WHAT YOU NEED TO DO ▸ Pull out exactly the lines from the line containing "Recreate this image" to the line containing "const Pipe = ()", both lines included, with pictures removed from the copy.

SUPPLIED MATERIAL ▸
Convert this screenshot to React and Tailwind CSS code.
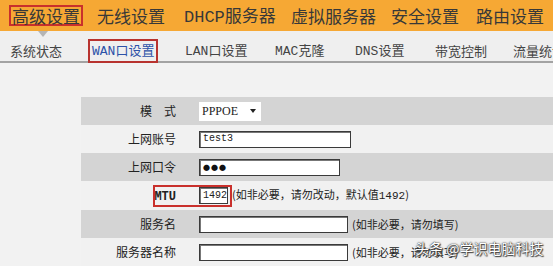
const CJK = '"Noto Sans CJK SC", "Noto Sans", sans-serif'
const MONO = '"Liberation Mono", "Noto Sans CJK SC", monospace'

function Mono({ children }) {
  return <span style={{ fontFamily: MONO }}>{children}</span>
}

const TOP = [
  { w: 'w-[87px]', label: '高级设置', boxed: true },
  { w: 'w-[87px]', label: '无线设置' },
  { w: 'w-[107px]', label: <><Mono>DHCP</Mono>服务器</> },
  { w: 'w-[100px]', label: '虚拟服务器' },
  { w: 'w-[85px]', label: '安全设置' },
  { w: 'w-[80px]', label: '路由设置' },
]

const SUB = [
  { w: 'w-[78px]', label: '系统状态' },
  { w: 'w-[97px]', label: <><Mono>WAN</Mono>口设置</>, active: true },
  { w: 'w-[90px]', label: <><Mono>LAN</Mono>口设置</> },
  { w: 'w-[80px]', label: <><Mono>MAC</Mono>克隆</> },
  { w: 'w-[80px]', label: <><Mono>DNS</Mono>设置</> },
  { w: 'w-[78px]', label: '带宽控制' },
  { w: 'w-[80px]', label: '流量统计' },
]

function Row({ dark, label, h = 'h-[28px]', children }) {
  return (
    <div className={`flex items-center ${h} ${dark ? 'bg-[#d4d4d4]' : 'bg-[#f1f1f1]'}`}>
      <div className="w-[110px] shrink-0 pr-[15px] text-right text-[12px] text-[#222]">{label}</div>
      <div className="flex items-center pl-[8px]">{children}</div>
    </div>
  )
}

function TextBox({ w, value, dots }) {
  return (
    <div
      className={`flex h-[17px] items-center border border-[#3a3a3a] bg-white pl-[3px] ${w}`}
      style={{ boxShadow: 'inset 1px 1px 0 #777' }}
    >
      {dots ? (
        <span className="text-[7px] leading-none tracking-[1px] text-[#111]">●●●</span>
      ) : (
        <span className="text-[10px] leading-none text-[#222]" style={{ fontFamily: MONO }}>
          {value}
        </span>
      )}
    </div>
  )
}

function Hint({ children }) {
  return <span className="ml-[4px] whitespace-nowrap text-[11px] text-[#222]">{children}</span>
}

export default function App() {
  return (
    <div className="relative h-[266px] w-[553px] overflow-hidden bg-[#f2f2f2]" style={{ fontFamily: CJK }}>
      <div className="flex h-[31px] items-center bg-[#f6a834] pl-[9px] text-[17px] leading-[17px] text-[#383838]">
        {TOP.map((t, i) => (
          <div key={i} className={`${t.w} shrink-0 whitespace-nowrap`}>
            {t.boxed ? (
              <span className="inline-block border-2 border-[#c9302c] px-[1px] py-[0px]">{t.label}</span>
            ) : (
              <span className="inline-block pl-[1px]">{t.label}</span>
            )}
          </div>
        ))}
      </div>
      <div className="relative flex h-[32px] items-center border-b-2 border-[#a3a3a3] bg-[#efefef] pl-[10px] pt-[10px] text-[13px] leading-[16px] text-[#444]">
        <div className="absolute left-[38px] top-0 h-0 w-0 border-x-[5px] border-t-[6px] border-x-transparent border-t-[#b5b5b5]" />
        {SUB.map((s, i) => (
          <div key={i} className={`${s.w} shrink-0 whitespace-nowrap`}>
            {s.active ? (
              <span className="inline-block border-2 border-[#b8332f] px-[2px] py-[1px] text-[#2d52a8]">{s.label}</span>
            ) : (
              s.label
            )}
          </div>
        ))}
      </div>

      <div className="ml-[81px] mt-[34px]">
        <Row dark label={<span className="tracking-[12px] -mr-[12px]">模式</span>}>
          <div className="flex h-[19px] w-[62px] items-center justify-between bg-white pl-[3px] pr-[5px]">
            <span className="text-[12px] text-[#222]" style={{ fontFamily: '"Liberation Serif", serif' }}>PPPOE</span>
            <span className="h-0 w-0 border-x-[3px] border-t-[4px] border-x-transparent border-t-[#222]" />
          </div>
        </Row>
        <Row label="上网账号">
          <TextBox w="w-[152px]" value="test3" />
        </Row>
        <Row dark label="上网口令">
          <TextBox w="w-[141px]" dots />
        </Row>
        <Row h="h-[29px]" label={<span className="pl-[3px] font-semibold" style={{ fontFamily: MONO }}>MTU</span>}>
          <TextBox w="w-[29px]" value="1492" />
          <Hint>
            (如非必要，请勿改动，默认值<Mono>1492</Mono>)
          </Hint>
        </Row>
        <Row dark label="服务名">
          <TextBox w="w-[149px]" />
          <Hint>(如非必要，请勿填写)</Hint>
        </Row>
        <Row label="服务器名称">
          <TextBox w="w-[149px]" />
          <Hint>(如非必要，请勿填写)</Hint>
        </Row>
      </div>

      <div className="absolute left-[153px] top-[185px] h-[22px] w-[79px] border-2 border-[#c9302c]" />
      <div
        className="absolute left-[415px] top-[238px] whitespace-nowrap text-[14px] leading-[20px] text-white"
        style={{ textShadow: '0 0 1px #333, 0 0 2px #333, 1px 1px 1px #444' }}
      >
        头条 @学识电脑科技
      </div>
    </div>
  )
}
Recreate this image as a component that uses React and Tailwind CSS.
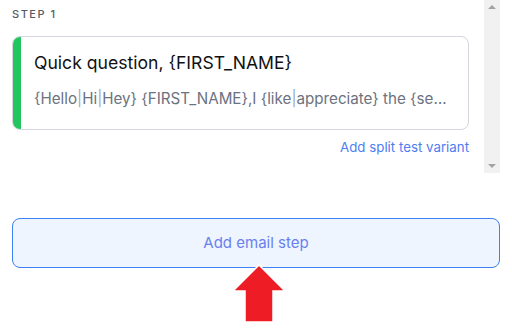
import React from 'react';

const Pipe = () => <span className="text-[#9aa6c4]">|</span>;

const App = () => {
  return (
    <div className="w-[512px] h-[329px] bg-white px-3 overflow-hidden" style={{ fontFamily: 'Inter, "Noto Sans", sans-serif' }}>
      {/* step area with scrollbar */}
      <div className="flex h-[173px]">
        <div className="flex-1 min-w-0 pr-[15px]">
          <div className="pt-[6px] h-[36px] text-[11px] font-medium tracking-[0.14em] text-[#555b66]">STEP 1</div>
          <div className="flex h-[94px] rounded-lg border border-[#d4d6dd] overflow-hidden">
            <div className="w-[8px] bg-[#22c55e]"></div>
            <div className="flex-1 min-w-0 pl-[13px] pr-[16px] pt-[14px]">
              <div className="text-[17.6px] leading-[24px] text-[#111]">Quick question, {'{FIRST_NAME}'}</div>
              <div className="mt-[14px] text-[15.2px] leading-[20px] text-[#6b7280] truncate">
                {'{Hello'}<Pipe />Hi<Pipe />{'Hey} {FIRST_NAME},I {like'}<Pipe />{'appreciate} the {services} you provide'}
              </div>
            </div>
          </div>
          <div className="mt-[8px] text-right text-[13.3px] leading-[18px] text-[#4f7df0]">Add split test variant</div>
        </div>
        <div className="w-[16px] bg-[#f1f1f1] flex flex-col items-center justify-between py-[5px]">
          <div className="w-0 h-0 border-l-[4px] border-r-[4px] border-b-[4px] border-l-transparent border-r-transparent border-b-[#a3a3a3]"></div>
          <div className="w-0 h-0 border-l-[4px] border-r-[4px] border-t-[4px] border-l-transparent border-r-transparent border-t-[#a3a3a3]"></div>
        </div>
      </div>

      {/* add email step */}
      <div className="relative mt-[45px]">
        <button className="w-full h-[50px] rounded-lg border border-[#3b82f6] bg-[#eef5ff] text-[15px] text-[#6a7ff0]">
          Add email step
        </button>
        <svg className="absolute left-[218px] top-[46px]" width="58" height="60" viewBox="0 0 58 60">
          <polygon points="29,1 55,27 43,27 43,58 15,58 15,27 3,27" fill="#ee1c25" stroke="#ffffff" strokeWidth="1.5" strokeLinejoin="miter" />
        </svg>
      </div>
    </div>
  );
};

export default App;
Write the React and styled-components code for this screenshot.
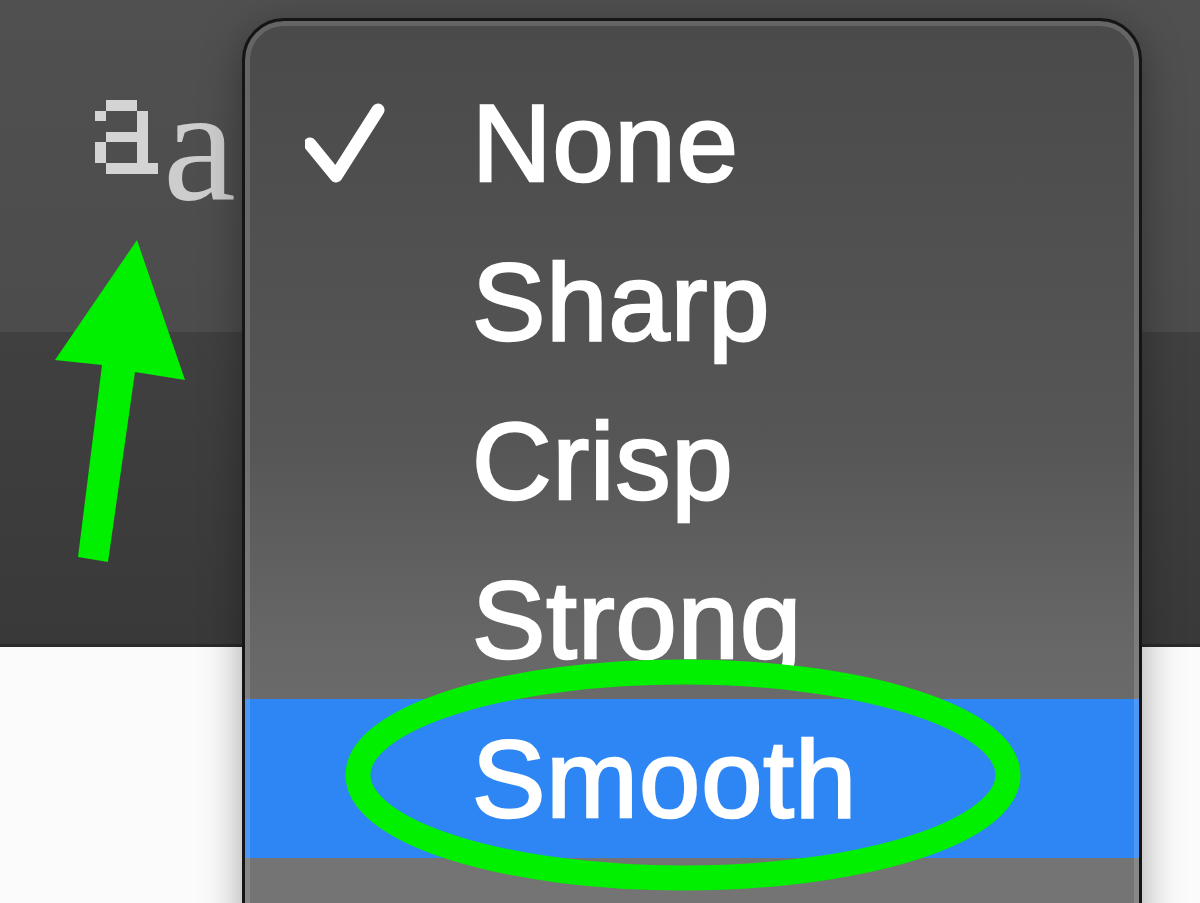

TASK RESPONSE ▸
Recreate this image as a component that uses React and Tailwind CSS.
import React from 'react';

const Pipe = () => <span className="text-[#9aa6c4]">|</span>;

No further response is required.